Personal information
- Born: 27 March 1989 (age 37) Pukekohe, Auckland, New Zealand
- Height: 1.77 m (5 ft 9+1⁄2 in)
- University: University of Otago

Netball career
- Playing positions: C, WA, WD
- Years: Club team / Apps
- 2009–present: Central Pulse
- Years: National team / Caps
- 2005–06: NZ Secondary Schools
- 2007–09: NZ U21
- 2008–09: NZ Accelerant Group
- 2009, 2011: Silver Ferns / 3
- 2010: Fastnet Ferns / 5

Medal record
Representing New Zealand
World Netball Series
| Gold medal – first place | 2010 Liverpool | Fastnet |
| Silver medal – second place | 2011 World Netball Series | Fastnet |

= Camilla Lees =

New Zealand netball player

Camilla Lees (born 27 March 1989 in Pukekohe, New Zealand) is a New Zealand netball player.

Lees made her debut in the ANZ Championship with the Central Pulse in 2009, after initially being considered for the Canterbury Tactix.
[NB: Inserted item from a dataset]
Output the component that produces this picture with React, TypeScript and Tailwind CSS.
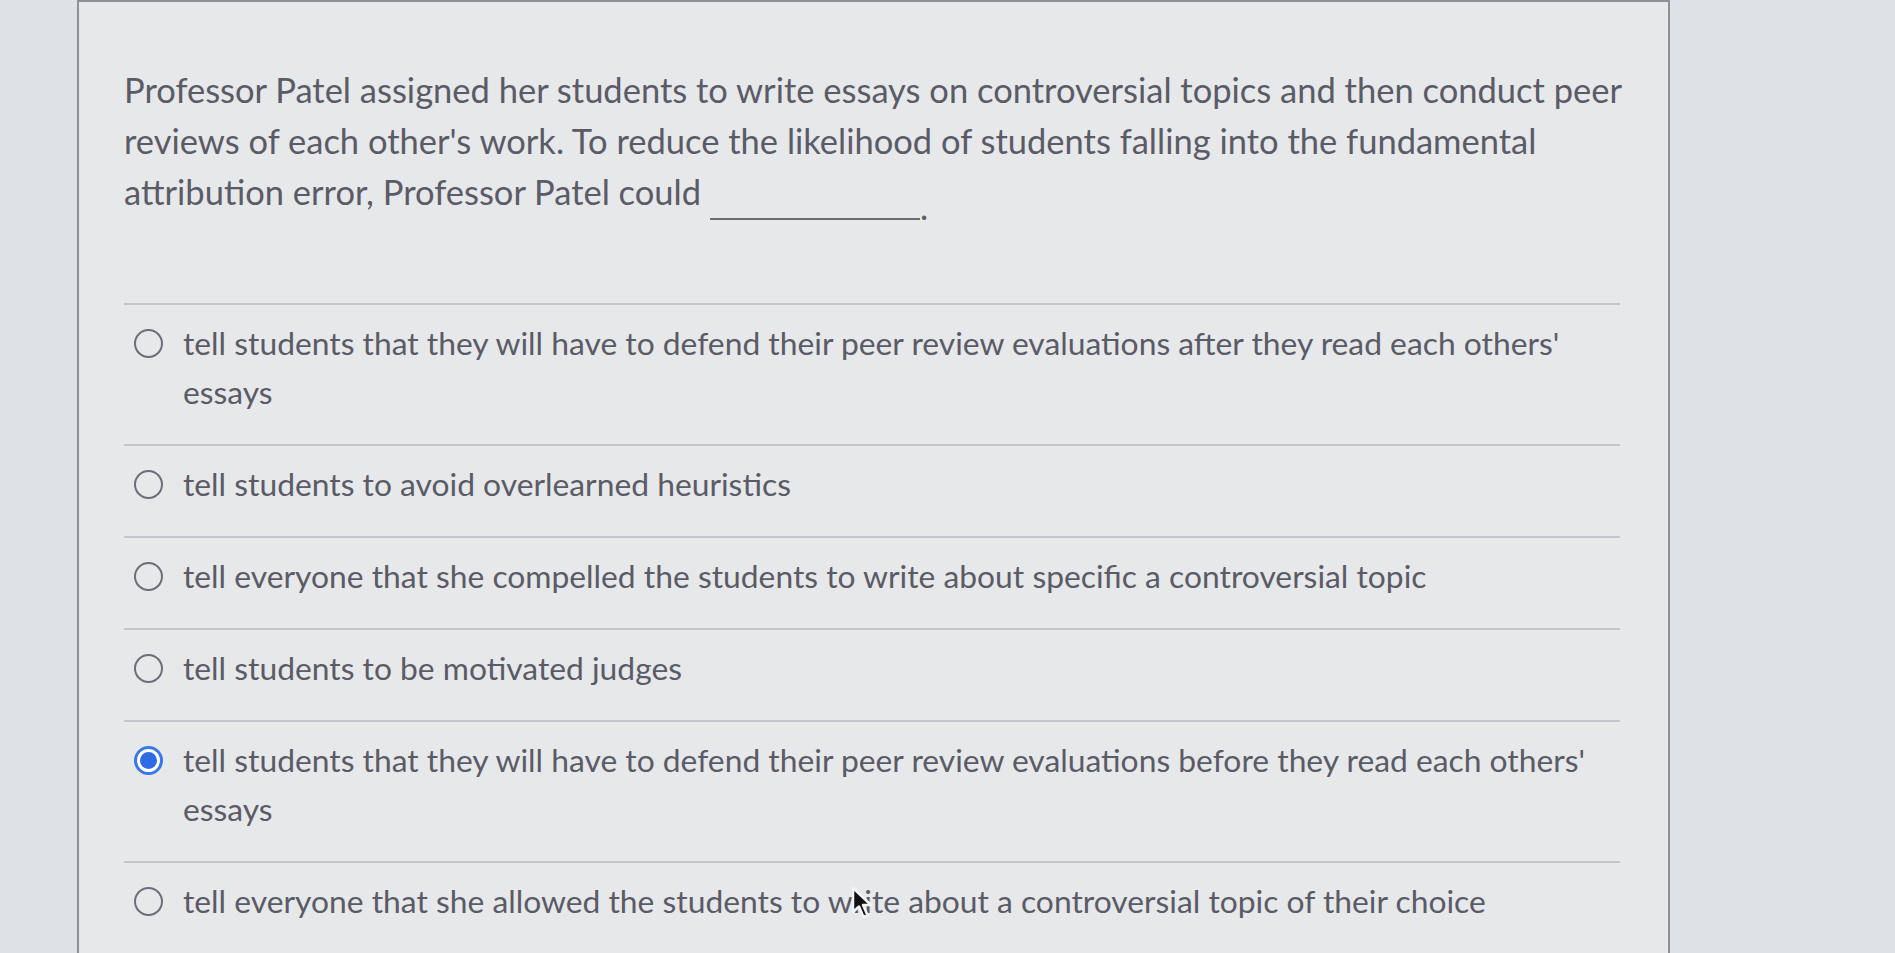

She made the New Zealand U21 team in 2007, and won a silver medal with the team at the 2009 World Youth Netball Championships in the Cook Islands. Her performance in the Pulse midcourt also earned her a spot in the Silver Ferns that year, and the FastNet Ferns the following year. She was recalled to the Silver Ferns for the 2011 test series against England as cover for the injured Grace Rasmussen.

After the retirement of Temepara George and Liana Leota, she was selected into the Silver Ferns for the 2012 season, as the side's top WA. She played all three tests of the 2012 Constellation Cup, which the Ferns won. She had to miss the first three tests of the Quad Series due to her study commitments, where the Ferns slumped to a twenty-goal loss without her. She was back for the next test against Australia, which ended up a much improved performance and a six-goal win.

She has studied Medicine throughout her netball career, and graduated at the end of 2012.

Following the conclusion to the 2014 ANZ Championship Lees signed to play with the Northern Mystics for the following season.

In 2015 she announced that she will no longer participate in the netball tournaments due to her medical career and therefore retires.